** START OF Information provided **

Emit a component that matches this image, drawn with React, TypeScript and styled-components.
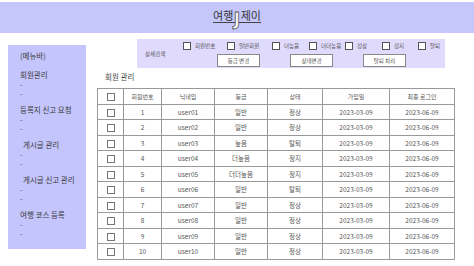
import React from "react";
import styled, { createGlobalStyle } from "styled-components";

const GlobalStyle = createGlobalStyle`
  body {
    margin: 0;
    background: #ffffff;
    font-family: "Noto Sans CJK KR", "Noto Sans", sans-serif;
    color: #333;
  }
`;

type Member = {
  no: number;
  nick: string;
  grade: string;
  status: string;
};

const members: Member[] = [
  { no: 1, nick: "user01", grade: "일반", status: "정상" },
  { no: 2, nick: "user02", grade: "일반", status: "정상" },
  { no: 3, nick: "user03", grade: "높음", status: "탈퇴" },
  { no: 4, nick: "user04", grade: "더높음", status: "정지" },
  { no: 5, nick: "user05", grade: "더더높음", status: "정지" },
  { no: 6, nick: "user06", grade: "일반", status: "탈퇴" },
  { no: 7, nick: "user07", grade: "일반", status: "정상" },
  { no: 8, nick: "user08", grade: "일반", status: "정상" },
  { no: 9, nick: "user09", grade: "일반", status: "정상" },
  { no: 10, nick: "user10", grade: "일반", status: "정상" },
];

const menu = [
  { title: "회원관리", indent: false },
  { title: "등록지 신고 요청", indent: false },
  { title: "게시글 관리", indent: true },
  { title: "게시글 신고 관리", indent: true },
  { title: "여행 코스 등록", indent: false },
];

const filters = [
  { label: "회원번호", width: 44 },
  { label: "일반회원", width: 45 },
  { label: "더높음", width: 37 },
  { label: "더더높음", width: 36 },
  { label: "정상", width: 37 },
  { label: "정지", width: 36 },
  { label: "탈퇴", width: 30 },
];

export default function App() {
  return (
    <>
      <GlobalStyle />
      <SHeader>
        <STitle>
          여행<SLogoJ>J</SLogoJ>제이
        </STitle>
      </SHeader>
      <SBody>
        <SSidebar>
          <SMenuHead>(메뉴바)</SMenuHead>
          {menu.map((m) => (
            <SMenuGroup key={m.title}>
              <SMenuTitle $indent={m.indent}>{m.title}</SMenuTitle>
              <SMenuDash>-</SMenuDash>
              <SMenuDash>-</SMenuDash>
            </SMenuGroup>
          ))}
        </SSidebar>
        <SMain>
          <SFilterPanel>
            <SFilterLabel>상세검색</SFilterLabel>
            <SFilterBody>
              <SCheckRow>
                {filters.map((f) => (
                  <SCheckItem key={f.label} $width={f.width}>
                    <SFilterBox />
                    <span>{f.label}</span>
                  </SCheckItem>
                ))}
              </SCheckRow>
              <SButtonRow>
                <SButton>등급 변경</SButton>
                <SButton>상태변경</SButton>
                <SButton>탈퇴 처리</SButton>
              </SButtonRow>
            </SFilterBody>
          </SFilterPanel>
          <SSectionTitle>회원 관리</SSectionTitle>
          <STable>
            <colgroup>
              <col style={{ width: 26 }} />
              <col style={{ width: 38 }} />
              <col style={{ width: 53 }} />
              <col style={{ width: 53 }} />
              <col style={{ width: 55 }} />
              <col style={{ width: 67 }} />
              <col style={{ width: 65 }} />
            </colgroup>
            <thead>
              <tr>
                <STh>
                  <SBox />
                </STh>
                <STh>회원번호</STh>
                <STh>닉네임</STh>
                <STh>등급</STh>
                <STh>상태</STh>
                <STh>가입일</STh>
                <STh>최종 로그인</STh>
              </tr>
            </thead>
            <tbody>
              {members.map((m) => (
                <tr key={m.no}>
                  <STd>
                    <SBox />
                  </STd>
                  <STd>{m.no}</STd>
                  <STd>{m.nick}</STd>
                  <STd>{m.grade}</STd>
                  <STd>{m.status}</STd>
                  <STd>2023-03-09</STd>
                  <STd>2023-06-09</STd>
                </tr>
              ))}
            </tbody>
          </STable>
        </SMain>
      </SBody>
    </>
  );
}

const SHeader = styled.header`
  margin-top: 2px;
  height: 31px;
  background: #c5c7fb;
  display: flex;
  justify-content: center;
  align-items: center;
`;

const STitle = styled.a`
  display: inline-block;
  font-size: 11px;
  line-height: 13px;
  color: #333;
  border-bottom: 1px solid #444;
  margin-bottom: 3px;
  white-space: nowrap;
`;

const SLogoJ = styled.span`
  display: inline-block;
  font-family: "DejaVu Sans", sans-serif;
  font-weight: bold;
  font-size: 17px;
  line-height: 0;
  color: #ffffff;
  -webkit-text-stroke: 0.8px #555;
  vertical-align: -5px;
  margin: 0 0.5px;
`;

const SBody = styled.div`
  display: flex;
  align-items: flex-start;
`;

const SSidebar = styled.nav`
  margin: 12px 0 0 8px;
  width: 78px;
  height: 204px;
  box-sizing: border-box;
  padding: 6px 0 0 12px;
  background: #c4c5fc;
  font-size: 7.5px;
  color: #3a3a3a;
`;

const SMenuHead = styled.div`
  line-height: 10px;
  margin-bottom: 9px;
`;

const SMenuGroup = styled.div`
  margin-bottom: 8px;
`;

const SMenuTitle = styled.div<{ $indent: boolean }>`
  line-height: 10px;
  padding-left: ${(p) => (p.$indent ? 3 : 0)}px;
`;

const SMenuDash = styled.div`
  line-height: 8.5px;
  font-size: 7px;
`;

const SMain = styled.main`
  margin: 6px 0 0 11px;
  display: flex;
  flex-direction: column;
`;

const SFilterPanel = styled.section`
  margin-left: 40px;
  width: 308px;
  height: 29px;
  background: #e0dafc;
  display: grid;
  grid-template-columns: 46px 1fr;
  font-size: 5.5px;
  color: #555;
`;

const SFilterLabel = styled.div`
  align-self: center;
  padding-left: 8px;
`;

const SFilterBody = styled.div`
  display: flex;
  flex-direction: column;
  padding-top: 3px;
`;

const SCheckRow = styled.div`
  display: flex;
  height: 8px;
  align-items: center;
  margin-bottom: 4px;
`;

const SCheckItem = styled.label<{ $width: number }>`
  width: ${(p) => p.$width}px;
  display: flex;
  align-items: center;
  gap: 4px;
  white-space: nowrap;
`;

const SFilterBox = styled.span`
  width: 6px;
  height: 6px;
  border: 1px solid #555;
  background: #fff;
  flex: none;
`;

const SButtonRow = styled.div`
  display: flex;
  gap: 30px;
  padding-left: 34px;
`;

const SButton = styled.button`
  width: 43px;
  height: 13px;
  padding: 0;
  background: #ffffff;
  border: 1px solid #888;
  font-family: inherit;
  font-size: 5.5px;
  color: #555;
`;

const SSectionTitle = styled.h2`
  margin: 3px 0 5px;
  padding-left: 8px;
  font-size: 7.5px;
  font-weight: normal;
  line-height: 12px;
  color: #444;
`;

const STable = styled.table`
  border-collapse: collapse;
  table-layout: fixed;
  width: 357px;
  border: 1px solid #999;
  font-size: 6.5px;
  color: #555;
`;

const STh = styled.th`
  height: 14.5px;
  padding: 0;
  border: 1px solid #999;
  font-weight: normal;
  font-size: 6px;
  text-align: center;
`;

const STd = styled.td`
  height: 14.5px;
  padding: 0;
  border: 1px solid #999;
  text-align: center;
`;

const SBox = styled.span`
  display: inline-block;
  vertical-align: middle;
  width: 6px;
  height: 6px;
  border: 1px solid #777;
  background: #fff;
`;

** END OF Information provided **

What is expected: Return each line from the material above exactly, but not the pictures.

Exercise answer:
Emit a component that matches this image, drawn with React, TypeScript and styled-components.
import React from "react";
import styled, { createGlobalStyle } from "styled-components";

const GlobalStyle = createGlobalStyle`
  body {
    margin: 0;
    background: #ffffff;
    font-family: "Noto Sans CJK KR", "Noto Sans", sans-serif;
    color: #333;
  }
`;

type Member = {
  no: number;
  nick: string;
  grade: string;
  status: string;
};

const members: Member[] = [
  { no: 1, nick: "user01", grade: "일반", status: "정상" },
  { no: 2, nick: "user02", grade: "일반", status: "정상" },
  { no: 3, nick: "user03", grade: "높음", status: "탈퇴" },
  { no: 4, nick: "user04", grade: "더높음", status: "정지" },
  { no: 5, nick: "user05", grade: "더더높음", status: "정지" },
  { no: 6, nick: "user06", grade: "일반", status: "탈퇴" },
  { no: 7, nick: "user07", grade: "일반", status: "정상" },
  { no: 8, nick: "user08", grade: "일반", status: "정상" },
  { no: 9, nick: "user09", grade: "일반", status: "정상" },
  { no: 10, nick: "user10", grade: "일반", status: "정상" },
];

const menu = [
  { title: "회원관리", indent: false },
  { title: "등록지 신고 요청", indent: false },
  { title: "게시글 관리", indent: true },
  { title: "게시글 신고 관리", indent: true },
  { title: "여행 코스 등록", indent: false },
];

const filters = [
  { label: "회원번호", width: 44 },
  { label: "일반회원", width: 45 },
  { label: "더높음", width: 37 },
  { label: "더더높음", width: 36 },
  { label: "정상", width: 37 },
  { label: "정지", width: 36 },
  { label: "탈퇴", width: 30 },
];

export default function App() {
  return (
    <>
      <GlobalStyle />
      <SHeader>
        <STitle>
          여행<SLogoJ>J</SLogoJ>제이
        </STitle>
      </SHeader>
      <SBody>
        <SSidebar>
          <SMenuHead>(메뉴바)</SMenuHead>
          {menu.map((m) => (
            <SMenuGroup key={m.title}>
              <SMenuTitle $indent={m.indent}>{m.title}</SMenuTitle>
              <SMenuDash>-</SMenuDash>
              <SMenuDash>-</SMenuDash>
            </SMenuGroup>
          ))}
        </SSidebar>
        <SMain>
          <SFilterPanel>
            <SFilterLabel>상세검색</SFilterLabel>
            <SFilterBody>
              <SCheckRow>
                {filters.map((f) => (
                  <SCheckItem key={f.label} $width={f.width}>
                    <SFilterBox />
                    <span>{f.label}</span>
                  </SCheckItem>
                ))}
              </SCheckRow>
              <SButtonRow>
                <SButton>등급 변경</SButton>
                <SButton>상태변경</SButton>
                <SButton>탈퇴 처리</SButton>
              </SButtonRow>
            </SFilterBody>
          </SFilterPanel>
          <SSectionTitle>회원 관리</SSectionTitle>
          <STable>
            <colgroup>
              <col style={{ width: 26 }} />
              <col style={{ width: 38 }} />
              <col style={{ width: 53 }} />
              <col style={{ width: 53 }} />
              <col style={{ width: 55 }} />
              <col style={{ width: 67 }} />
              <col style={{ width: 65 }} />
            </colgroup>
            <thead>
              <tr>
                <STh>
                  <SBox />
                </STh>
                <STh>회원번호</STh>
                <STh>닉네임</STh>
                <STh>등급</STh>
                <STh>상태</STh>
                <STh>가입일</STh>
                <STh>최종 로그인</STh>
              </tr>
            </thead>
            <tbody>
              {members.map((m) => (
                <tr key={m.no}>
                  <STd>
                    <SBox />
                  </STd>
                  <STd>{m.no}</STd>
                  <STd>{m.nick}</STd>
                  <STd>{m.grade}</STd>
                  <STd>{m.status}</STd>
                  <STd>2023-03-09</STd>
                  <STd>2023-06-09</STd>
                </tr>
              ))}
            </tbody>
          </STable>
        </SMain>
      </SBody>
    </>
  );
}

const SHeader = styled.header`
  margin-top: 2px;
  height: 31px;
  background: #c5c7fb;
  display: flex;
  justify-content: center;
  align-items: center;
`;

const STitle = styled.a`
  display: inline-block;
  font-size: 11px;
  line-height: 13px;
  color: #333;
  border-bottom: 1px solid #444;
  margin-bottom: 3px;
  white-space: nowrap;
`;

const SLogoJ = styled.span`
  display: inline-block;
  font-family: "DejaVu Sans", sans-serif;
  font-weight: bold;
  font-size: 17px;
  line-height: 0;
  color: #ffffff;
  -webkit-text-stroke: 0.8px #555;
  vertical-align: -5px;
  margin: 0 0.5px;
`;

const SBody = styled.div`
  display: flex;
  align-items: flex-start;
`;

const SSidebar = styled.nav`
  margin: 12px 0 0 8px;
  width: 78px;
  height: 204px;
  box-sizing: border-box;
  padding: 6px 0 0 12px;
  background: #c4c5fc;
  font-size: 7.5px;
  color: #3a3a3a;
`;

const SMenuHead = styled.div`
  line-height: 10px;
  margin-bottom: 9px;
`;

const SMenuGroup = styled.div`
  margin-bottom: 8px;
`;

const SMenuTitle = styled.div<{ $indent: boolean }>`
  line-height: 10px;
  padding-left: ${(p) => (p.$indent ? 3 : 0)}px;
`;

const SMenuDash = styled.div`
  line-height: 8.5px;
  font-size: 7px;
`;

const SMain = styled.main`
  margin: 6px 0 0 11px;
  display: flex;
  flex-direction: column;
`;

const SFilterPanel = styled.section`
  margin-left: 40px;
  width: 308px;
  height: 29px;
  background: #e0dafc;
  display: grid;
  grid-template-columns: 46px 1fr;
  font-size: 5.5px;
  color: #555;
`;

const SFilterLabel = styled.div`
  align-self: center;
  padding-left: 8px;
`;

const SFilterBody = styled.div`
  display: flex;
  flex-direction: column;
  padding-top: 3px;
`;

const SCheckRow = styled.div`
  display: flex;
  height: 8px;
  align-items: center;
  margin-bottom: 4px;
`;

const SCheckItem = styled.label<{ $width: number }>`
  width: ${(p) => p.$width}px;
  display: flex;
  align-items: center;
  gap: 4px;
  white-space: nowrap;
`;

const SFilterBox = styled.span`
  width: 6px;
  height: 6px;
  border: 1px solid #555;
  background: #fff;
  flex: none;
`;

const SButtonRow = styled.div`
  display: flex;
  gap: 30px;
  padding-left: 34px;
`;

const SButton = styled.button`
  width: 43px;
  height: 13px;
  padding: 0;
  background: #ffffff;
  border: 1px solid #888;
  font-family: inherit;
  font-size: 5.5px;
  color: #555;
`;

const SSectionTitle = styled.h2`
  margin: 3px 0 5px;
  padding-left: 8px;
  font-size: 7.5px;
  font-weight: normal;
  line-height: 12px;
  color: #444;
`;

const STable = styled.table`
  border-collapse: collapse;
  table-layout: fixed;
  width: 357px;
  border: 1px solid #999;
  font-size: 6.5px;
  color: #555;
`;

const STh = styled.th`
  height: 14.5px;
  padding: 0;
  border: 1px solid #999;
  font-weight: normal;
  font-size: 6px;
  text-align: center;
`;

const STd = styled.td`
  height: 14.5px;
  padding: 0;
  border: 1px solid #999;
  text-align: center;
`;

const SBox = styled.span`
  display: inline-block;
  vertical-align: middle;
  width: 6px;
  height: 6px;
  border: 1px solid #777;
  background: #fff;
`;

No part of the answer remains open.